Many experienced S&C coaches suggest putting sprinters through heavy strength training programs later in their careers. The theory - once a certain level of speed is achieved through velocity-specific training, further increases in sprint times can occur through the activation of high-threshold motor units; and this can only happen through heavy strength training.

What do strength coaches aim to do with most athletes?


Figure 4.

The goal of most training programs is twofold (Figure 4):

  1. Increase the amount of force an athlete can produce at any given velocity. This will effectively shift the athlete’s F-V curve upwards.
  2. Increase speed of a movement using the same load. This will shift the athlete’s F-V curve to the right.

Applying the 5 segments of the F-V curve into a practical setting

Incorporating all five segments of the Force-Velocity curve is an absolute necessity. This type of system is called the ‘conjugate method’; supported by Louie Simmons, Mel Siff and other pioneers of the S&C World. There are a number of ways to utilize the conjugate method into the organization of an athlete’s training program. Here’s a look at a few of them:

Option 1:

Utilize each of the five segments of the F-V curve in one training session. Ex: Perform a number of exercises in one given workout, each one hitting a different segment of the F-V curve.

Option 2:

Utilize each of the five segments of the F-V curve on different days during 1 training week. Ex: Focus each day on a different segment of the F-V curve.

Option 3:

Utilize each of the five segments of the F-V curve in different phases throughout the year. Ex: Focus each block/phase (generally four weeks in duration) on a different segment of the F-V curve.

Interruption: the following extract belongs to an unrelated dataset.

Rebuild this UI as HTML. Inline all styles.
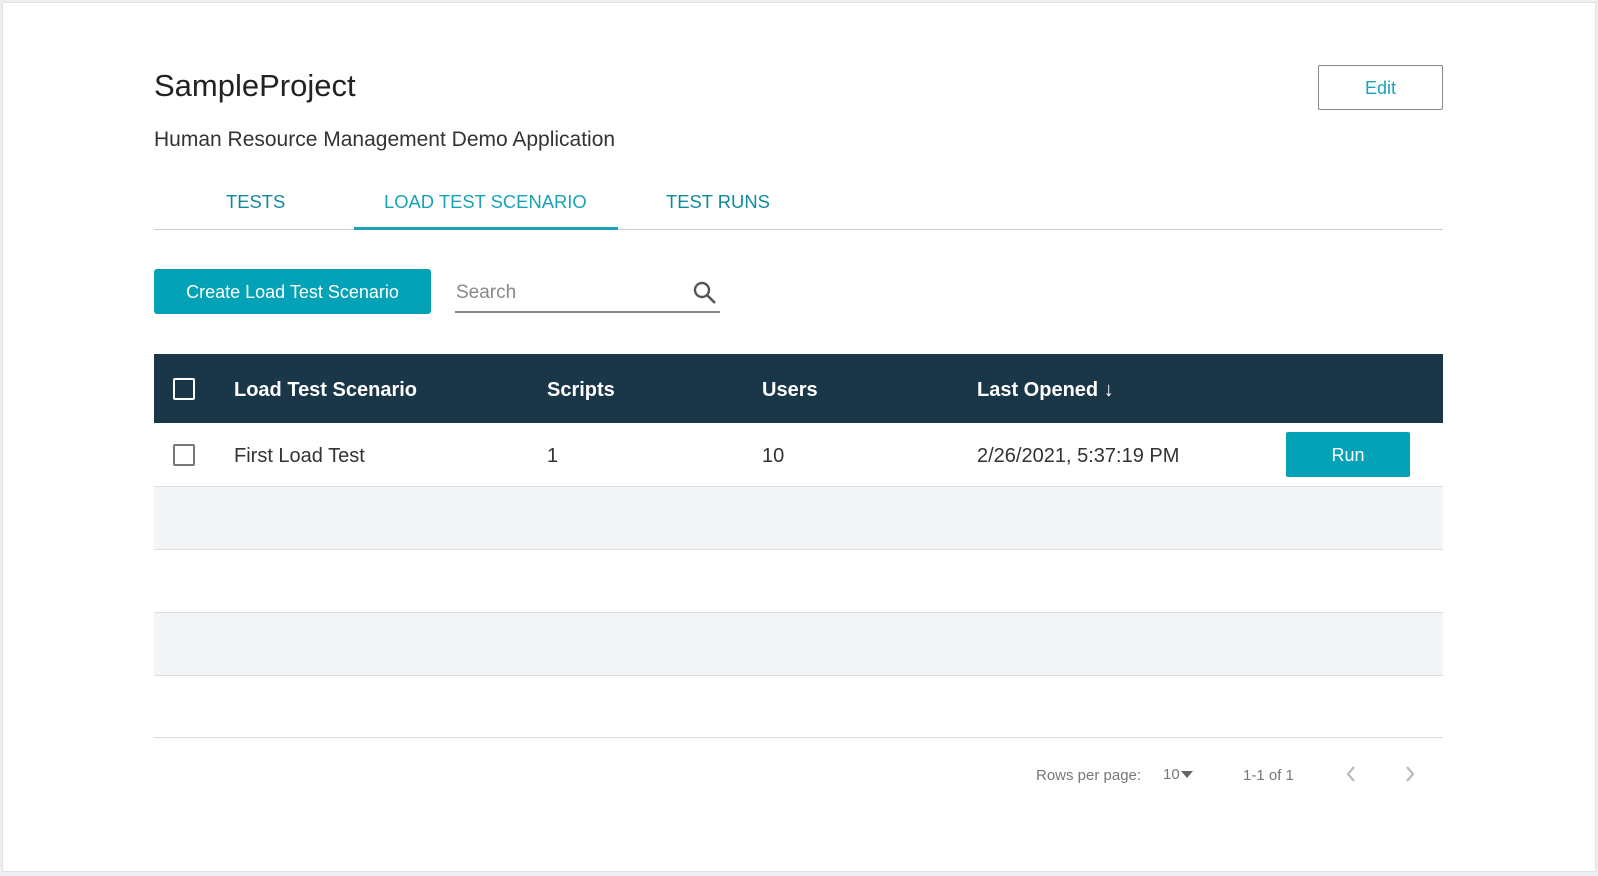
<!DOCTYPE html>
<html><head><style>
*{margin:0;padding:0;box-sizing:border-box}
body{width:1598px;height:876px;background:#eceff1;font-family:"Liberation Sans",sans-serif;position:relative;overflow:hidden;color:#222}
.card{position:absolute;left:2px;top:2px;width:1594px;height:870px;background:#fff;border:1px solid #e2e2e2}
.a{position:absolute;white-space:nowrap}
.row{position:absolute;left:154px;width:1289px;height:63px}
</style></head><body>
<div class="card"></div>
<div class="a" style="left:154px;top:68px;font-size:31px;color:#222">SampleProject</div>
<div class="a" style="left:1318px;top:65px;width:125px;height:45px;border:1px solid #888;border-radius:2px;color:#1aa3b8;font-size:18px;text-align:center;line-height:45px">Edit</div>
<div class="a" style="left:154px;top:128px;font-size:21px;color:#333">Human Resource Management Demo Application</div>
<div class="a" style="left:226px;top:191px;font-size:18.4px;color:#0f8a9e">TESTS</div>
<div class="a" style="left:384px;top:191px;font-size:18.4px;color:#1aa3b8">LOAD TEST SCENARIO</div>
<div class="a" style="left:666px;top:191px;font-size:18.4px;color:#0f8a9e">TEST RUNS</div>
<div class="a" style="left:154px;top:229px;width:1289px;height:1px;background:#ccc"></div>
<div class="a" style="left:354px;top:227px;width:264px;height:3px;background:#1aa3b8"></div>
<div class="a" style="left:154px;top:269px;width:277px;height:45px;background:#03a2b6;border-radius:3px;color:#fff;font-size:18px;text-align:center;line-height:47px">Create Load Test Scenario</div>
<div class="a" style="left:456px;top:282px;font-size:19px;color:#888">Search</div>
<svg class="a" style="left:692px;top:280px" width="26" height="26" viewBox="0 0 26 26"><circle cx="10" cy="10" r="7" fill="none" stroke="#555" stroke-width="2.4"/><path d="M15 15l8 8" stroke="#555" stroke-width="2.6"/></svg>
<div class="a" style="left:455px;top:311px;width:265px;height:1.5px;background:#888"></div>
<div class="a" style="left:154px;top:354px;width:1289px;height:69px;background:#1a3649"></div>
<div class="a" style="left:173px;top:378px;width:22px;height:22px;border:2px solid #fff;border-radius:2px"></div>
<div class="a" style="left:234px;top:379px;font-size:20px;font-weight:bold;color:#fff">Load Test Scenario</div>
<div class="a" style="left:547px;top:379px;font-size:20px;font-weight:bold;color:#fff">Scripts</div>
<div class="a" style="left:762px;top:379px;font-size:20px;font-weight:bold;color:#fff">Users</div>
<div class="a" style="left:977px;top:379px;font-size:20px;font-weight:bold;color:#fff">Last Opened ↓</div>
<div class="row" style="top:424px;border-bottom:1px solid #ddd"></div>
<div class="a" style="left:173px;top:444px;width:22px;height:22px;border:2px solid #777;border-radius:2px"></div>
<div class="a" style="left:234px;top:445px;font-size:20px;color:#333">First Load Test</div>
<div class="a" style="left:547px;top:445px;font-size:20px;color:#333">1</div>
<div class="a" style="left:762px;top:445px;font-size:20px;color:#333">10</div>
<div class="a" style="left:977px;top:445px;font-size:20px;color:#333">2/26/2021, 5:37:19 PM</div>
<div class="a" style="left:1286px;top:432px;width:124px;height:45px;background:#03a2b6;border-radius:2px;color:#fff;font-size:18px;text-align:center;line-height:47px">Run</div>
<div class="row" style="top:487px;background:#f4f5f6;border-bottom:1px solid #ddd"></div>
<div class="row" style="top:550px;border-bottom:1px solid #ddd"></div>
<div class="row" style="top:613px;background:#f4f5f6;border-bottom:1px solid #ddd"></div>
<div class="row" style="top:676px;border-bottom:1px solid #ddd;height:62px"></div>
<div class="a" style="left:1036px;top:767px;font-size:15px;color:#777">Rows per page:</div>
<div class="a" style="left:1163px;top:766px;font-size:15px;color:#777">10</div>
<svg class="a" style="left:1181px;top:771px" width="12" height="8"><path d="M0 0h12L6 7z" fill="#666"/></svg>
<div class="a" style="left:1243px;top:767px;font-size:15px;color:#777">1-1 of 1</div>
<svg class="a" style="left:1344px;top:765px" width="14" height="18"><path d="M10 2L4 9l6 7" fill="none" stroke="#bbb" stroke-width="2.2"/></svg>
<svg class="a" style="left:1403px;top:765px" width="14" height="18"><path d="M4 2l6 7-6 7" fill="none" stroke="#bbb" stroke-width="2.2"/></svg>
</body></html>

All in all, it’s important to understand each segment of the F-V curve and gear long-term training programs to the specific needs of the athlete and sport, maximizing the time spent in the weight room.


1. Siff 2004. Supertraining.

2. Cormie et al 2007. Power vs strength - jump squat training. Medicine & Science in Sports & Exercise.

3. Issurin 2011. New horizons for the methodology and physiology of training periodization.  Sports Medicine.